Vulnerability to heart disease can be projected before symptoms occur, Mayo Clinic discovered in preclinical research. This proof-of-concept study revealed that heart muscle changes indicate who is vulnerable to disease later in life. These changes can be detected from blood samples through comprehensive protein and metabolite profiling. This exploratory mapping, conducted in the Marriott Family Comprehensive Cardiac Regenerative Program within Mayo Clinic's Center for Regenerative Medicine, is published in Scientific Reports.
"The team implemented state-of-the-art technologies to predict who is vulnerable and who is protected from heart disease," says Andre Terzic, M.D., Ph.D., a Mayo Clinic cardiologist and the senior author. "In this era of post-genomic medicine, the acquired foundational knowledge provides guidance for development of curative solutions targeted to correct the disease-causing maladaptation." Dr. Terzic is the Marriott Family Director, Comprehensive Cardiac Regenerative Medicine, for the Center for Regenerative Medicine and the Marriott Family Professor of Cardiovascular Research.
Heart disease is a leading killer in the U.S., responsible for 1 of every 4 deaths, according to the Centers for Disease Control and Prevention. Predicting and intervening early in heart disease are health care priorities aimed at improving survival and quality of life while reducing health care costs.
To address unmet needs of patients with chronic conditions such as heart disease, Mayo Clinic has invested in regenerative medicine and individualized medicine, transformative emerging fields in modern health care. Regenerative medicine seeks to restore the form and function of a failing or diseased organ, with individualized medicine tailoring care to a person's makeup. Mayo Clinic's Center for Regenerative Medicine is prioritizing clinical-grade biotherapeutics, targeting diseases with no cure.
The research team mapped the molecular composition of hearts and discovered that in young adults, despite absence of any overt cardiac malfunction, deficiency in KATP channels — innate safeguards of cardiac cell well-being under stress load — triggered heart tissue alterations that predict increased disease susceptibility.
"We found that KATP channel deficit reorganizes the molecular identity of the heart. Notably, salient changes were also evident in blood, suggesting that heart vulnerability may be detected with a blood test, avoiding the need for invasive tissue biopsy," says D. Kent Arrell, Ph.D., first author. "Blood biomarkers could inform targeted biotherapeutic interventions for individuals deficient in natural cardiac protective capability."

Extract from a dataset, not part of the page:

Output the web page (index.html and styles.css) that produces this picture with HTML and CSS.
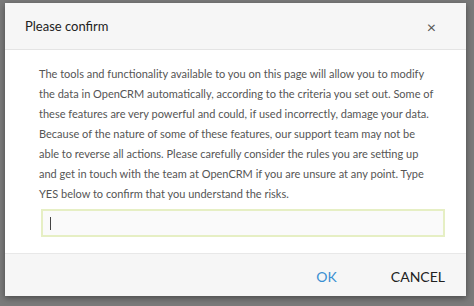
FILE: index.html
```html
<!DOCTYPE html>
<html lang="en">
<head>
    <meta charset="UTF-8">
    <title>Please confirm</title>
    <link rel="stylesheet" href="styles.css">
</head>
<body>
    <div class="dialog">
        <div class="dialog-header">
            <h2>Please confirm</h2>
            <span class="close">&times;</span>
        </div>
        <div class="dialog-body">
            <p>The tools and functionality available to you on this page will allow you to modify<br>
            the data in OpenCRM automatically, according to the criteria you set out. Some of<br>
            these features are very powerful and could, if used incorrectly, damage your data.<br>
            Because of the nature of some of these features, our support team may not be<br>
            able to reverse all actions. Please carefully consider the rules you are setting up<br>
            and get in touch with the team at OpenCRM if you are unsure at any point. Type<br>
            YES below to confirm that you understand the risks.</p>
            <div class="confirm-input"><span class="caret"></span></div>
        </div>
        <div class="dialog-footer">
            <button class="btn ok">OK</button>
            <button class="btn cancel">CANCEL</button>
        </div>
    </div>
</body>
</html>
```

FILE: styles.css
```css
body {
    margin: 0;
    background: #7a7a7a;
    font-family: 'Lato', sans-serif;
    height: 306px;
    overflow: hidden;
}

.dialog {
    margin: 3px 0 0 5px;
    width: 461px;
    height: 293px;
    background: #fff;
    box-shadow: 0 2px 6px rgba(0, 0, 0, 0.4);
    display: flex;
    flex-direction: column;
}

.dialog-header {
    height: 47px;
    background: #f6f6f6;
    border-bottom: 1px solid #e4e4e4;
    display: flex;
    align-items: center;
    justify-content: space-between;
    padding: 0 30px 0 20px;
    box-sizing: border-box;
}

.dialog-header h2 {
    margin: 0;
    font-size: 13px;
    font-weight: 400;
    color: #222;
}

.close {
    font-size: 16px;
    color: #555;
}

.dialog-body {
    flex: 1;
    padding: 14px 21px 0 34px;
}

.dialog-body p {
    margin: 0;
    font-size: 11px;
    line-height: 20px;
    color: #555;
    white-space: nowrap;
}

.confirm-input {
    margin: 5px 0 0 2px;
    height: 28px;
    border: 2px solid #e6efc4;
    background: #fafafa;
    box-sizing: border-box;
    display: flex;
    align-items: center;
    padding-left: 7px;
}

.caret {
    width: 1px;
    height: 13px;
    background: #444;
}

.dialog-footer {
    height: 43px;
    background: #f6f6f6;
    border-top: 1px solid #e8e8e8;
    display: flex;
    justify-content: flex-end;
    align-items: center;
    gap: 54px;
    padding: 2px 21px 0 0;
    box-sizing: border-box;
}

.btn {
    border: 0;
    background: none;
    font-family: 'Lato', sans-serif;
    font-size: 14px;
    padding: 0;
}

.ok { color: #3a8fd2; }
.cancel { color: #222; }
```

The team took a multiomics, high-tech systems approach to map the multiplicity of molecular changes. Going beyond the genome, thousands of distinct proteins and metabolites were deciphered, drawing a molecular atlas of cardioprotective deficiency.
"This proactive approach prior to disease onset offers an opportunity to maximize the success of future biotherapies aimed at addressing life-threatening conditions by correcting pinpointed deficits early in life that can be tailored for each individual," says Satsuki Yamada, M.D., Ph.D., a cardiologist and member of the study team.
Future clinical studies will be needed to translate these findings and ultimately advance diagnostics capable of predicting the risk of heart disease.